Book Rec: Biography of X, by Catherine Lacey

March 12, 2024

I’ll go short this week. Just one book, but it’s a big weird sprawling experimental novel, only don’t be put off by that. You will be riveted. It’s an art novel, a marriage novel, a book about monsters, and a fake history of the United States. It’s also illustrated and purports to be a biography of an artist who does not actually exist, right down to fake publication info, fake endnotes and index, fake acknowledgements, and fake citations for fake articles.

Catherine Lacey is a youngish and irritatingly talented American writer. This is, I think, her fourth book, and it is unlike anything she’d published before, or almost anything I have ever read, and I read anything that remotely resembles stuff along these lines.
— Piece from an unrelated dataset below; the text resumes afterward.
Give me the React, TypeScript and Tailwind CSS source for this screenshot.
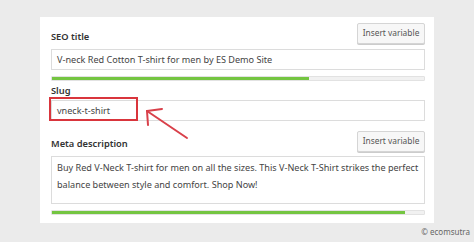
import React from "react";

function Bar({ pct }: { pct: number }) {
  return (
    <div className="h-[5px] w-full rounded-[1px] border border-[#e2e2e2] bg-[#f1f1f1] overflow-hidden">
      <div className="h-full bg-[#74c541]" style={{ width: `${pct}%` }} />
    </div>
  );
}

export default function App() {
  return (
    <div
      className="relative w-[474px] h-[242px] bg-[#ebebeb] overflow-hidden"
      style={{ fontFamily: '"Noto Sans", "Open Sans", sans-serif' }}
    >
      <div className="pt-[17px] pl-[40px]">
        <div className="w-[394px] h-[206px] bg-white pl-[11px] pr-[9px] pt-[6px] flex flex-col">
          <div className="flex items-center justify-between h-[21px]">
            <span className="text-[9.3px] font-semibold text-[#333] mt-[6px]">SEO title</span>
            <button className="h-[21px] w-[68px] text-[8.4px] text-[#555] bg-[#f7f7f7] border border-[#d5d5d5] rounded-[2px] shadow-[0_1px_0_#ccc]">
              Insert variable
            </button>
          </div>
          <div className="mt-[5px] h-[21px] border border-[#dcdcdc] flex items-center pl-[5px] text-[9.1px] text-[#444]">
            V-neck Red Cotton T-shirt for men by ES Demo Site
          </div>
          <div className="mt-[6px]">
            <Bar pct={69} />
          </div>
          <div className="mt-[4px] text-[9.3px] font-semibold text-[#333] leading-[12px]">Slug</div>
          <div className="mt-[3px] h-[21px] border border-[#dcdcdc] flex items-center pl-[5px] text-[9.1px] text-[#444]">
            vneck-t-shirt
          </div>
          <div className="mt-[9px] flex items-center justify-between h-[22px]">
            <span className="text-[9.3px] font-semibold text-[#333] mt-[5px]">Meta description</span>
            <button className="h-[21px] w-[68px] text-[8.4px] text-[#555] bg-[#f7f7f7] border border-[#d5d5d5] rounded-[2px] shadow-[0_1px_0_#ccc]">
              Insert variable
            </button>
          </div>
          <div className="mt-[4px] h-[48px] border border-[#dcdcdc] pl-[5px] pr-[1px] pt-[2px] text-[9.1px] leading-[17px] text-[#444]">
            Buy Red V-Neck T-shirt for men on all the sizes. This V-Neck T-Shirt strikes the perfect balance between style and comfort. Shop Now!
          </div>
          <div className="mt-[6px]">
            <Bar pct={95} />
          </div>
        </div>
      </div>
      <div className="absolute right-[4px] bottom-[4px] text-[8px] text-[#666]">© ecomsutra</div>
      <div className="absolute left-[49px] top-[97px] w-[89px] h-[24px] border-[2.5px] border-[#d9353c]" />
      <svg className="absolute left-0 top-0" width="474" height="242">
        <g stroke="#d9404a" strokeWidth="2" fill="none" strokeLinecap="round">
          <line x1="147" y1="111" x2="187" y2="138" />
          <line x1="147" y1="111" x2="162" y2="109" />
          <line x1="147" y1="111" x2="148" y2="125" />
        </g>
      </svg>
    </div>
  );
}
A woman, CM, undertakes to write a biography of her wife, the famous and controversial artist X, while still grieving X’s recent and sudden death. You realize as you read that we are in an alternate America, which fractured into three territories in the 1940s: the South, which is a rural deeply bigoted theocracy (Lacey grew up in Mississippi), the West, which is libertarian, and the North, where X and CM live (but not, we discover, where X was born), which is left-wing and socially progressive but also profoundly authoritarian (Lacey is fairly take-no-prisoners politically, which I love). In an interview, Lacey says airily that she came up with the structure because she wanted to write a marriage novel that was same gender, and was most interested in the seventies art scene, when such a thing would have been outlandish and illegal. So she came up with a new reality to accommodate her characters. This is what fiction does. I’m just envious she goes about doing it so casually, like it’s nothing. While the book, like a real biography undertaken by someone close to the subject, is unwieldy and too tangential at moments, that’s also part of the artifice. The portrait of X that emerges is terrifying: imagine Kathy Acker, David Bowie, Francis Bacon and Susan Sontag in a blender with a brilliant sociopath.